## Stated goal:
Include the line with "string[]; h: string;" and every line before it in the entries below, echoed exactly, but not the pictures.

-------- Records for processing --------

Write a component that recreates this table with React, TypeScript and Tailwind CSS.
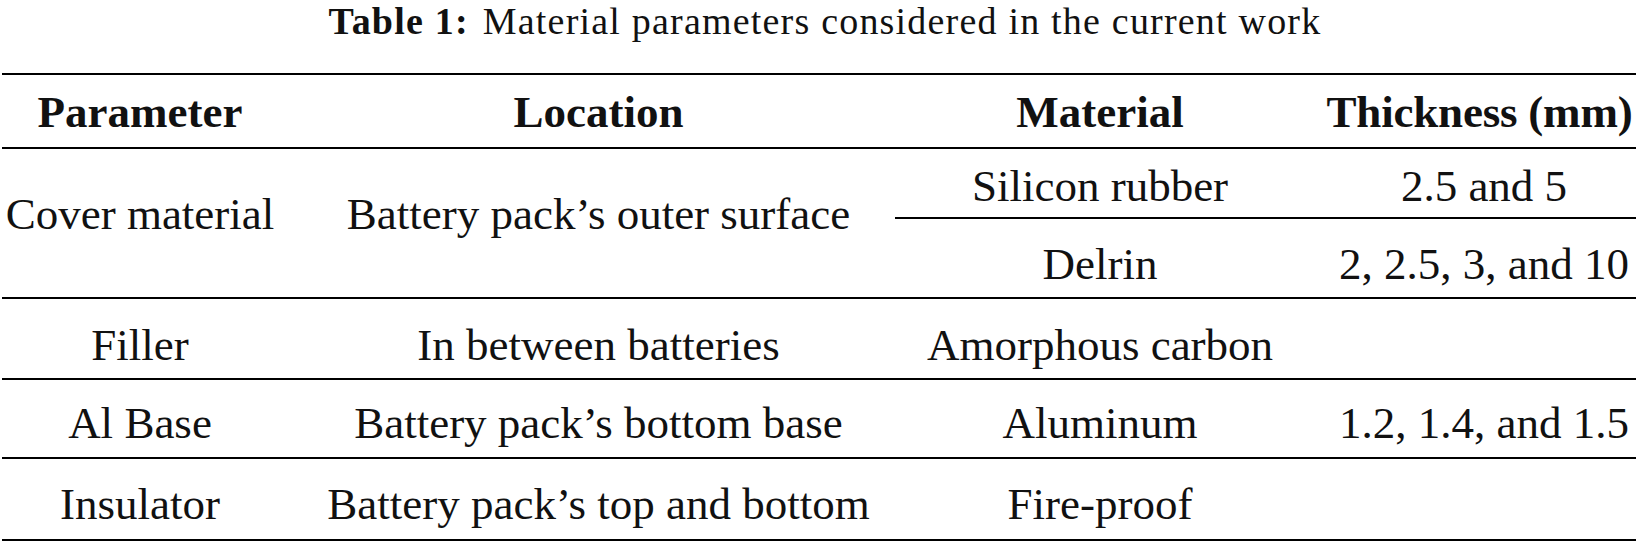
const cols = ["w-[276px]", "w-[617px] pl-[24px]", "w-[410px]", "w-[331px] pl-[27px]"]

type RowProps = { cells: string[]; h: string; pt: string; bold?: boolean }

function Row({ cells, h, pt, bold }: RowProps) {
  return (
    <div className={`flex border-b-2 border-black ${h}`}>
      {cells.map((c, i) => (
        <div
          key={i}
          className={`${cols[i]} ${pt} text-center whitespace-nowrap ${bold ? "font-bold" : ""} ${bold && i === 3 ? "!pl-[18px] tracking-[-0.2px]" : ""}`}
        >
          {c}
        </div>
      ))}
    </div>
  )
}

export default function App() {
  return (
    <div
      className="w-[1639px] h-[543px] bg-white text-[#111] overflow-hidden"
      style={{ fontFamily: '"Liberation Serif", "Times New Roman", serif' }}
    >
      {/* Caption */}
      <p className="h-[40px] pt-[2px] pl-[11px] text-center text-[38px] leading-[38px] tracking-[1.2px]">
        <span className="font-bold">Table 1:</span>
        <span className="ml-[14px]">Material parameters considered in the current work</span>
      </p>

      {/* Table */}
      <div className="mt-[33px] ml-[2px] w-[1634px] border-t-2 border-black text-[45px] leading-[45px]">
        <Row h="h-[74px]" pt="pt-[15px]" bold cells={["Parameter", "Location", "Material", "Thickness (mm)"]} />

        {/* Cover material block */}
        <div className="flex h-[150px] border-b-2 border-black">
          <div className={`${cols[0]} pt-[43px] text-center whitespace-nowrap`}>Cover material</div>
          <div className={`${cols[1]} pt-[43px] text-center whitespace-nowrap`}>Battery pack’s outer surface</div>
          <div className="flex flex-col">
            <div className="flex h-[70px] border-b-2 border-black">
              <div className={`${cols[2]} pt-[15px] text-center whitespace-nowrap`}>Silicon rubber</div>
              <div className={`${cols[3]} pt-[15px] text-center whitespace-nowrap`}>2.5 and 5</div>
            </div>
            <div className="flex h-[78px]">
              <div className={`${cols[2]} pt-[23px] text-center whitespace-nowrap`}>Delrin</div>
              <div className={`${cols[3]} pt-[23px] text-center whitespace-nowrap`}>2, 2.5, 3, and 10</div>
            </div>
          </div>
        </div>

        <Row h="h-[81px]" pt="pt-[24px]" cells={["Filler", "In between batteries", "Amorphous carbon", ""]} />
        <Row h="h-[79px]" pt="pt-[21px]" cells={["Al Base", "Battery pack’s bottom base", "Aluminum", "1.2, 1.4, and 1.5"]} />
        <Row h="h-[82px]" pt="pt-[23px]" cells={["Insulator", "Battery pack’s top and bottom", "Fire-proof", ""]} />
      </div>
    </div>
  )
}
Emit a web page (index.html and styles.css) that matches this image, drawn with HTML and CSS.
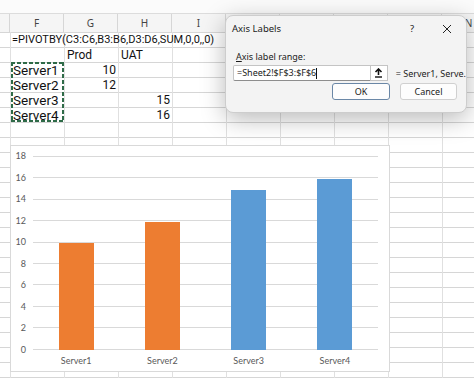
FILE: index.html
```html
<!DOCTYPE html>
<html lang="en">
<head>
    <meta charset="UTF-8">
    <meta name="viewport" content="width=device-width, initial-scale=1.0">
    <title>Axis Labels</title>
    <link rel="stylesheet" href="styles.css">
</head>
<body>

    <div class="workbook">
        <div class="topband"></div>

        <!-- Column headers (J to M sit under the dialog) -->
        <div class="colheads">
            <div class="colhead"></div>
            <div class="colhead">F</div>
            <div class="colhead">G</div>
            <div class="colhead">H</div>
            <div class="colhead">I</div>
            <div class="colhead"></div>
            <div class="colhead"></div>
            <div class="colhead"></div>
            <div class="colhead"></div>
            <div class="colhead">N</div>
        </div>

        <!-- Cells -->
        <div class="grid">
            <div class="cell f formula">=PIVOTBY(C3:C6,B3:B6,D3:D6,SUM,0,0,,0)</div>

            <div class="cell f"></div>
            <div class="cell">Prod</div>
            <div class="cell">UAT</div>

            <div class="cell f label">Server1</div>
            <div class="cell num">10</div>

            <div class="cell f label">Server2</div>
            <div class="cell num">12</div>

            <div class="cell f label">Server3</div>
            <div class="cell"></div>
            <div class="cell num">15</div>

            <div class="cell f label">Server4</div>
            <div class="cell"></div>
            <div class="cell num">16</div>

            <!-- copy selection -->
            <div class="marquee"></div>
        </div>

        <!-- Chart -->
        <div class="chart">
            <div class="axis">
                <span>18</span><span>16</span><span>14</span><span>12</span><span>10</span>
                <span>8</span><span>6</span><span>4</span><span>2</span><span>0</span>
            </div>
            <div class="plot">
                <div class="slot"><div class="bar prod" style="height: 107px"></div></div>
                <div class="slot"><div class="bar prod" style="height: 128.4px"></div></div>
                <div class="slot"><div class="bar uat" style="height: 160.5px"></div></div>
                <div class="slot"><div class="bar uat" style="height: 171.2px"></div></div>
            </div>
            <div class="categories">
                <span>Server1</span><span>Server2</span><span>Server3</span><span>Server4</span>
            </div>
        </div>

        <!-- Axis Labels dialog -->
        <div class="dialog">
            <div class="dlg-title">
                <span class="dlg-name">Axis Labels</span>
                <span class="dlg-help">?</span>
                <span class="dlg-close">
                    <svg width="10" height="10" viewBox="0 0 10 10">
                        <path d="M1 1 L9 9 M9 1 L1 9" stroke="#222" stroke-width="1" fill="none"/>
                    </svg>
                </span>
            </div>
            <div class="dlg-body">
                <div class="dlg-label"><u>A</u>xis label range:</div>
                <div class="dlg-row">
                    <div class="dlg-input">=Sheet2!$F$3:$F$6<span class="caret"></span></div>
                    <div class="dlg-collapse">
                        <svg width="9" height="10" viewBox="0 0 9 10">
                            <path d="M4.5 1 L4.5 7 M1.5 4 L4.5 1 L7.5 4" stroke="#111" stroke-width="1.6" fill="none"/>
                            <path d="M1 9 L8 9" stroke="#111" stroke-width="1.4"/>
                        </svg>
                    </div>
                    <span class="dlg-result">= Server1, Serve.</span>
                </div>
                <div class="dlg-buttons">
                    <button class="btn default">OK</button>
                    <button class="btn">Cancel</button>
                </div>
            </div>
        </div>
    </div>

</body>
</html>
```

FILE: styles.css
```css
/* Hoja */
body {
    margin: 0;
    padding: 0;
    background-color: #fff;
    font-family: Roboto, "Liberation Sans", sans-serif;
}
.workbook {
    position: relative;
    width: 474px;
    height: 378px;
    overflow: hidden;
}
.topband {
    height: 13px;
    background-color: #fbfbfb;
}
.colheads {
    display: grid;
    grid-template-columns: 10px repeat(9, 54px);
    height: 19px;
    background-color: #f5f5f5;
    border-top: 1px solid #dcdcdc;
    box-sizing: border-box;
}
.colhead {
    border-right: 1px solid #d6d6d6;
    font-family: "Noto Sans", sans-serif;
    font-size: 10px;
    line-height: 18px;
    color: #444;
    text-align: center;
}
.grid {
    position: relative;
    display: grid;
    grid-template-columns: 10px repeat(9, 54px);
    grid-auto-rows: 15px;
    height: 346px;
    background-image:
        linear-gradient(to right, #e0e0e0 1px, transparent 1px),
        linear-gradient(to bottom, #d6d6d6 1px, transparent 1px);
    background-size: 54px 15px, 54px 15px;
    background-position: 10px 0, 0 0;
}
.cell {
    font-size: 12px;
    line-height: 16px;
    color: #111;
    padding: 0 2px 0 3px;
    white-space: nowrap;
}
.cell.f { grid-column: 2; }
.cell.formula { font-size: 11px; padding-left: 2px; }
.cell.label { font-size: 13.5px; }
.cell.num { text-align: right; }
.marquee {
    position: absolute;
    left: 11px;
    top: 30px;
    width: 53px;
    height: 60px;
    background:
        repeating-linear-gradient(to right, #2f6b48 0 4px, transparent 4px 6px) top / 100% 2px no-repeat,
        repeating-linear-gradient(to right, #2f6b48 0 4px, transparent 4px 6px) bottom / 100% 2px no-repeat,
        repeating-linear-gradient(to bottom, #2f6b48 0 4px, transparent 4px 6px) left / 2px 100% no-repeat,
        repeating-linear-gradient(to bottom, #2f6b48 0 4px, transparent 4px 6px) right / 2px 100% no-repeat;
}

/* Grafico */
.chart {
    position: absolute;
    left: 10px;
    top: 145px;
    width: 380px;
    height: 227px;
    box-sizing: border-box;
    border: 1px solid #d9d9d9;
    background-color: #fff;
    padding-top: 10px;
    display: grid;
    grid-template-columns: 22px 345px;
    grid-template-rows: 194px auto;
    font-family: Lato, sans-serif;
    font-size: 9px;
    color: #595959;
}
.axis {
    margin: -7px 0;
    padding-right: 7px;
    display: flex;
    flex-direction: column;
    justify-content: space-between;
    align-items: flex-end;
}
.axis span { line-height: 14px; }
.plot {
    display: flex;
    align-items: flex-end;
    background-image: repeating-linear-gradient(to bottom, #d9d9d9 0 1px, transparent 1px 21.4px);
}
.slot {
    flex: 1;
    display: flex;
    justify-content: center;
}
.bar { width: 35px; }
.bar.prod { background-color: #ed7d31; }
.bar.uat { background-color: #5b9bd5; }
.categories {
    grid-column: 2;
    display: flex;
    margin-top: 4px;
}
.categories span {
    flex: 1;
    text-align: center;
    line-height: 14px;
}

/* Dialogo */
.dialog {
    position: absolute;
    left: 225px;
    top: 15px;
    width: 242px;
    height: 98px;
    box-sizing: border-box;
    background-color: #f3f3f3;
    border: 1px solid #cdcdcd;
    border-radius: 8px;
    box-shadow: 0 6px 24px rgba(0, 0, 0, 0.28);
    font-family: "Noto Sans", sans-serif;
    font-size: 9px;
    color: #1b1b1b;
}
.dlg-title {
    display: flex;
    align-items: center;
    height: 25px;
    padding-left: 6px;
    font-size: 9.5px;
}
.dlg-name { flex: 1; }
.dlg-help { width: 10px; text-align: center; margin-right: 25px; }
.dlg-close { width: 10px; height: 10px; margin-right: 14px; }
.dlg-body { padding-left: 7px; }
.dlg-label {
    margin-top: 10px;
    line-height: 12px;
    padding-left: 3px;
}
.dlg-row {
    display: flex;
    align-items: center;
    margin-top: 2px;
    height: 16px;
}
.dlg-input {
    width: 142px;
    height: 16px;
    box-sizing: border-box;
    background-color: #fff;
    border: 1px solid #c4c4c4;
    border-bottom-color: #8d8d8d;
    border-radius: 2px 0 0 2px;
    line-height: 14px;
    padding-left: 3px;
    display: flex;
    align-items: center;
}
.caret {
    width: 1px;
    height: 11px;
    background-color: #111;
}
.dlg-collapse {
    width: 17px;
    height: 16px;
    box-sizing: border-box;
    background-color: #fff;
    border: 1px solid #c4c4c4;
    border-left: none;
    display: flex;
    align-items: center;
    justify-content: center;
}
.dlg-result {
    margin-left: 8px;
    white-space: nowrap;
}
.dlg-buttons {
    display: flex;
    gap: 10px;
    margin-top: 2px;
    padding-left: 99px;
}
.btn {
    width: 57px;
    height: 17px;
    padding: 0;
    background-color: #fdfdfd;
    border: 1px solid #d0d0d0;
    border-radius: 3px;
    font-family: "Noto Sans", sans-serif;
    font-size: 9px;
    color: #1b1b1b;
}
.btn.default {
    width: 58px;
    border-color: #6a87a6;
}
```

--------

## Finished exercise:
Write a component that recreates this table with React, TypeScript and Tailwind CSS.
const cols = ["w-[276px]", "w-[617px] pl-[24px]", "w-[410px]", "w-[331px] pl-[27px]"]

type RowProps = { cells: string[]; h: string; pt: string; bold?: boolean }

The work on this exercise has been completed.